# Exercise
Copy exactly, and only, the lines between the start of the entries below and the line containing "const ROW_H = 16.3", both inclusive. Omit pictures.

# Front-end source files
## Start

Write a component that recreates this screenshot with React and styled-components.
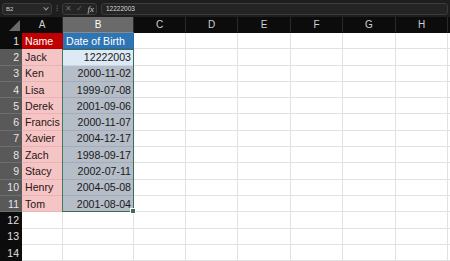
import React from 'react'
import styled, { createGlobalStyle } from 'styled-components'

const GlobalStyle = createGlobalStyle`
  html, body { margin: 0; padding: 0; background: #ffffff; }
  body { font-family: "Liberation Sans", Arial, sans-serif; overflow: hidden; }
`

const COLS = [22, 41, 71, 52, 52, 53, 52, 53, 52, 52]
const ROW_H = 16.3

const people = [
  ['Jack', '12222003'],
  ['Ken', '2000-11-02'],
  ['Lisa', '1999-07-08'],
  ['Derek', '2001-09-06'],
  ['Francis', '2000-11-07'],
  ['Xavier', '2004-12-17'],
  ['Zach', '1998-09-17'],
  ['Stacy', '2002-07-11'],
  ['Henry', '2004-05-08'],
  ['Tom', '2001-08-04'],
]

const Page = styled.div`
  width: 450px;
  height: 261px;
  overflow: hidden;
  background: #ffffff;
`

const FormulaBar = styled.div`
  height: 17px;
  background: #1e1e1e;
  display: flex;
  align-items: center;
  padding: 0 2px;
  gap: 4px;
  box-sizing: border-box;
`

const NameBox = styled.div`
  width: 50px;
  height: 12px;
  border: 1px solid #3c3c3c;
  border-radius: 3px;
  background: #272727;
  color: #cfcfcf;
  font-size: 6px;
  display: flex;
  align-items: center;
  justify-content: space-between;
  padding: 0 3px;
  box-sizing: border-box;
`

const Chevron = styled.span`
  width: 3px;
  height: 3px;
  border-right: 1px solid #a0a0a0;
  border-bottom: 1px solid #a0a0a0;
  transform: rotate(45deg) translate(-1px, -1px);
`

const Grip = styled.span`
  color: #8a8a8a;
  font-size: 8px;
  line-height: 1;
`

const Actions = styled.div`
  width: 35px;
  height: 12px;
  border: 1px solid #3c3c3c;
  border-radius: 3px;
  background: #242424;
  display: flex;
  align-items: center;
  justify-content: space-around;
  box-sizing: border-box;
  color: #6a6a6a;
  font-size: 8px;
`

const Fx = styled.span`
  color: #c8c8c8;
  font-family: "Liberation Serif", serif;
  font-style: italic;
  font-size: 9px;
`

const Input = styled.div`
  flex: 1;
  height: 12px;
  border: 1px solid #3c3c3c;
  border-radius: 3px;
  background: #242424;
  color: #d8d8d8;
  font-size: 6.5px;
  display: flex;
  align-items: center;
  padding: 0 4px;
  box-sizing: border-box;
`

const Sheet = styled.div`
  display: grid;
  grid-template-columns: ${COLS.map(c => c + 'px').join(' ')};
  grid-template-rows: 16px repeat(14, ${ROW_H}px);
  position: relative;
`

const ColHead = styled.div`
  background: ${p => (p.$active ? '#6a6a6a' : '#0c0c0c')};
  color: ${p => (p.$active ? '#ffffff' : '#d0d0d0')};
  font-size: 10px;
  display: flex;
  align-items: center;
  justify-content: center;
  border-right: 1px solid #2a2a2a;
  box-sizing: border-box;
  border-bottom: ${p => (p.$active ? '1px solid #8a8a8a' : '1px solid #0c0c0c')};
`

const Corner = styled.div`
  background: #0c0c0c;
  position: relative;
  &::after {
    content: '';
    position: absolute;
    right: 2px;
    bottom: 2px;
    border-left: 11px solid transparent;
    border-bottom: 11px solid #6a6a6a;
  }
`

const RowHead = styled.div`
  background: ${p => (p.$active ? '#595959' : '#0c0c0c')};
  color: ${p => (p.$active ? '#e6e6e6' : '#e0e0e0')};
  font-size: 10.5px;
  display: flex;
  align-items: center;
  justify-content: flex-end;
  padding-right: 3px;
  box-sizing: border-box;
  border-bottom: 1px solid ${p => (p.$active ? '#6e6e6e' : '#0c0c0c')};
`

const Cell = styled.div`
  background: ${p => p.$bg || '#ffffff'};
  color: ${p => p.$color || '#1a1a1a'};
  font-size: 10.6px;
  display: flex;
  align-items: center;
  justify-content: ${p => (p.$right ? 'flex-end' : 'flex-start')};
  padding: 0 2px 0 3px;
  box-sizing: border-box;
  white-space: nowrap;
  overflow: hidden;
  border-right: 1px solid ${p => p.$line || '#e2e2e2'};
  border-bottom: 1px solid ${p => p.$line || '#e2e2e2'};
`

const Selection = styled.div`
  position: absolute;
  left: 62px;
  top: ${16 + ROW_H}px;
  width: 72px;
  height: ${ROW_H * 10}px;
  border: 1px solid #3f6b55;
  border-left: 1px solid #3f7a5e;
  box-sizing: border-box;
  pointer-events: none;
  &::after {
    content: '';
    position: absolute;
    right: -3px;
    bottom: -3px;
    width: 4px;
    height: 4px;
    background: #3f6b55;
    border: 1px solid #ffffff;
  }
`

const letters = ['A', 'B', 'C', 'D', 'E', 'F', 'G', 'H', '']

export default function App() {
  const rows = []
  for (let r = 1; r <= 14; r++) {
    const active = r >= 2 && r <= 11
    rows.push(<RowHead key={'h' + r} $active={active}>{r}</RowHead>)
    if (r === 1) {
      rows.push(<Cell key="a1" $bg="#c00000" $color="#ffffff" $line="#b00000">Name</Cell>)
      rows.push(<Cell key="b1" $bg="#2e75b6" $color="#ffffff" $line="#2a6aa5">Date of Birth</Cell>)
    } else if (active) {
      const [name, dob] = people[r - 2]
      rows.push(<Cell key={'a' + r} $bg="#f5c4c4" $color="#2a1414" $line="#e9b3b3">{name}</Cell>)
      rows.push(
        <Cell key={'b' + r} $right $bg={r === 2 ? '#dde9f4' : '#b5bdc8'} $line={r === 2 ? '#c9d6e3' : '#a4acb7'}>
          {dob}
        </Cell>
      )
    } else {
      rows.push(<Cell key={'a' + r} />)
      rows.push(<Cell key={'b' + r} />)
    }
    for (let c = 2; c < 9; c++) rows.push(<Cell key={r + '-' + c} />)
  }

  return (
    <Page>
      <GlobalStyle />
      <FormulaBar>
        <NameBox>
          <span>B2</span>
          <Chevron />
        </NameBox>
        <Grip>⁝</Grip>
        <Actions>
          <span>✕</span>
          <span>✓</span>
          <Fx>fx</Fx>
        </Actions>
        <Input>12222003</Input>
      </FormulaBar>
      <Sheet>
        <Corner />
        {letters.map((l, i) => (
          <ColHead key={i} $active={l === 'B'}>{l}</ColHead>
        ))}
        {rows}
        <Selection />
      </Sheet>
    </Page>
  )
}
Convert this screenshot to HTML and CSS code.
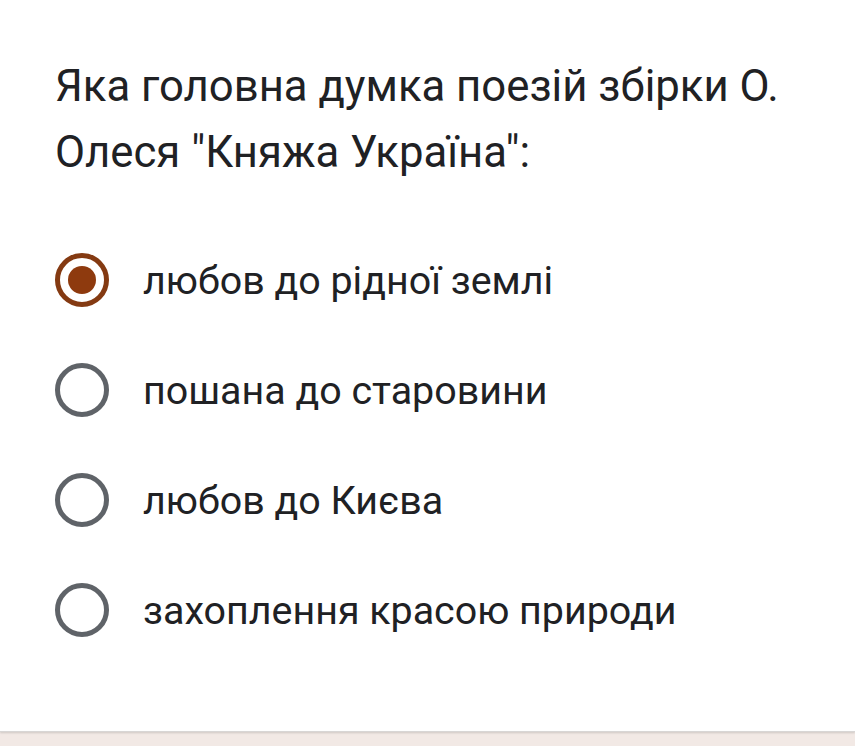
FILE: index.html
```html
<!DOCTYPE html>
<html lang="uk">
<head>
<meta charset="utf-8">
<link rel="stylesheet" href="styles.css">
</head>
<body>
<div class="card">
  <div class="title">Яка головна думка поезій збірки О. Олеся "Княжа Україна":</div>
  <div class="options">
    <div class="option"><span class="radio checked"><span class="dot"></span></span><span class="label">любов до рідної землі</span></div>
    <div class="option"><span class="radio"></span><span class="label">пошана до старовини</span></div>
    <div class="option"><span class="radio"></span><span class="label">любов до Києва</span></div>
    <div class="option"><span class="radio"></span><span class="label">захоплення красою природи</span></div>
  </div>
</div>
</body>
</html>
```
FILE: styles.css
```css
html, body { margin: 0; padding: 0; }
body {
  background: #f2e9e5;
  width: 855px;
  height: 746px;
  overflow: hidden;
}
.card {
  background: #fff;
  height: 732px;
  border-bottom: 1px solid #d8d6d5;
  box-shadow: 0 1px 2px rgba(0,0,0,0.15);
  padding: 0 40px 0 55px;
  box-sizing: border-box;
}
.title {
  font-family: Roboto, "Noto Sans", sans-serif;
  color: #202124;
  font-size: 43.7px;
  line-height: 66px;
  padding-top: 53px;
  width: 760px;
}
.options {
  margin-top: 40px;
  display: flex;
  flex-direction: column;
}
.option {
  display: flex;
  align-items: center;
  height: 110px;
}
.radio {
  width: 54px;
  height: 54px;
  box-sizing: border-box;
  border: 5px solid #5f6368;
  border-radius: 50%;
  display: flex;
  align-items: center;
  justify-content: center;
  flex: none;
}
.radio.checked { border-color: #843a12; }
.dot {
  width: 28px;
  height: 28px;
  border-radius: 50%;
  background: #8e3a0e;
}
.label {
  margin-left: 34px;
  font-family: Roboto, sans-serif;
  font-size: 39.4px;
  color: #202124;
}
```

## End

# Final answer
Write a component that recreates this screenshot with React and styled-components.
import React from 'react'
import styled, { createGlobalStyle } from 'styled-components'

const GlobalStyle = createGlobalStyle`
  html, body { margin: 0; padding: 0; background: #ffffff; }
  body { font-family: "Liberation Sans", Arial, sans-serif; overflow: hidden; }
`

const COLS = [22, 41, 71, 52, 52, 53, 52, 53, 52, 52]
const ROW_H = 16.3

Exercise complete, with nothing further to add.